Kano state governor, Dr. Abdullahi Ganduje, has criticised the Almajiri school policy executed by the former President Goodluck Jonathan administration, saying it was a wrong policy which was not well articulated.

Ganduje therefore, revealed plans by his administration to integrate the almajiris into normal schools system to avoid stigmatisation of Almajiri school graduates later in future.

Speaking with newsmen in an interview at the weekend in Abuja, the Kano governor said he had written letter to President Muhammadu Buhari, explaining the measures been put in place to intergrate the students.

“The last federal government introduced the Almajiri schools but the school is not well articulated, it is a wrong policy. For example in my village, we have this school with only 50 students and in Kano we have over 3 million Almajiris and the number of Almajiri is almost a problem to the number of school children so the issue is not creating a school.

“If you are creating an Almajiri school that is abnormal, who will like to be tag Almajiri? Is it that after completing your studies your certificate will be tagged Almajiri? And later in life you will be called a graduate of Almajiri school? Which means you were an Almajiri before, so it has some social problems.

“What we are adapting is integration, the Almajiri are integrated into the normal school system and from our investigation most of the Almajiris in Kano came from other parts of the North state, from Chad and Niger. So we have concluded that the Almajiri schools should be integrated into the normal school and any mallam who is coming with over 200 hundred children from another state should allow the children to be integrated in the school or he should take his children back to his state. I think that is a more sustainable idea rather than building schools, how many schools can you build? It is difficult so it is better you integrate it.

“I wrote a letter to Mr. President and I told him the statistics of the Almajiri and I told him the method we have taken but that will require a lot of money because you need more infrastructures, more teachers, more materials for teaching and so on but that is a starting point.”

Speaking on how he intend to diversify Kano economy to generate more income, Ganduje revealed that plans were on the way to establish a rice pyramid which will replace groundnut pyramid in the state.

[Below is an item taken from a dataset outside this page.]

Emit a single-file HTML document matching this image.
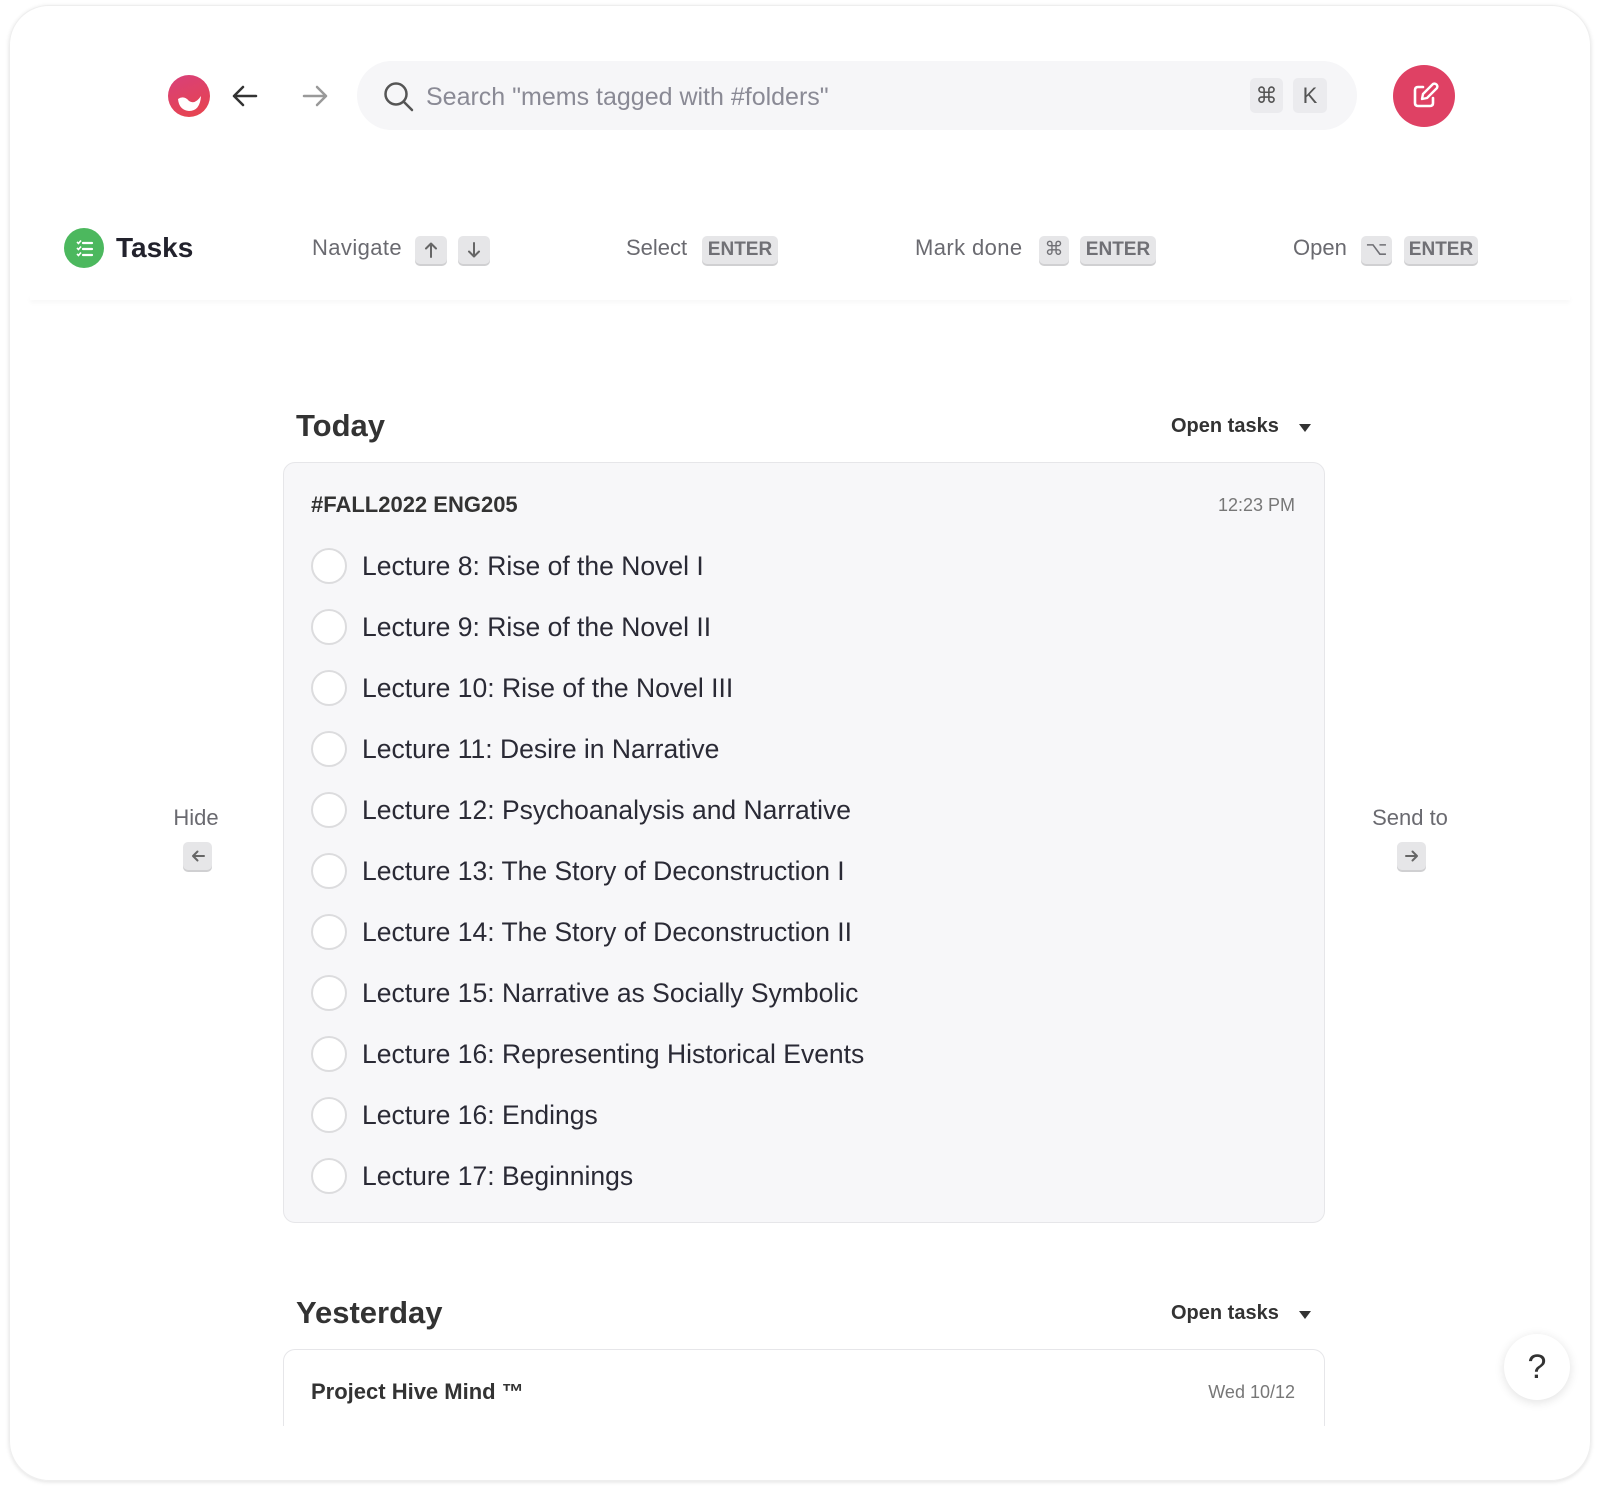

“Efforts of diversification of Kano state I told you that in agriculture we have taken three areas that we have comparative advantage; the production of wheat, rice and tomatoes and all these we have people that are ready to part take, people that are ready to purchase and the farmers are ready and we are providing an enabling environment and what we have discovered is that agriculture shouldn’t be limited to raining season alone and therefore we are utilizing our dams, we have over 24 dams in the state and we are using them.”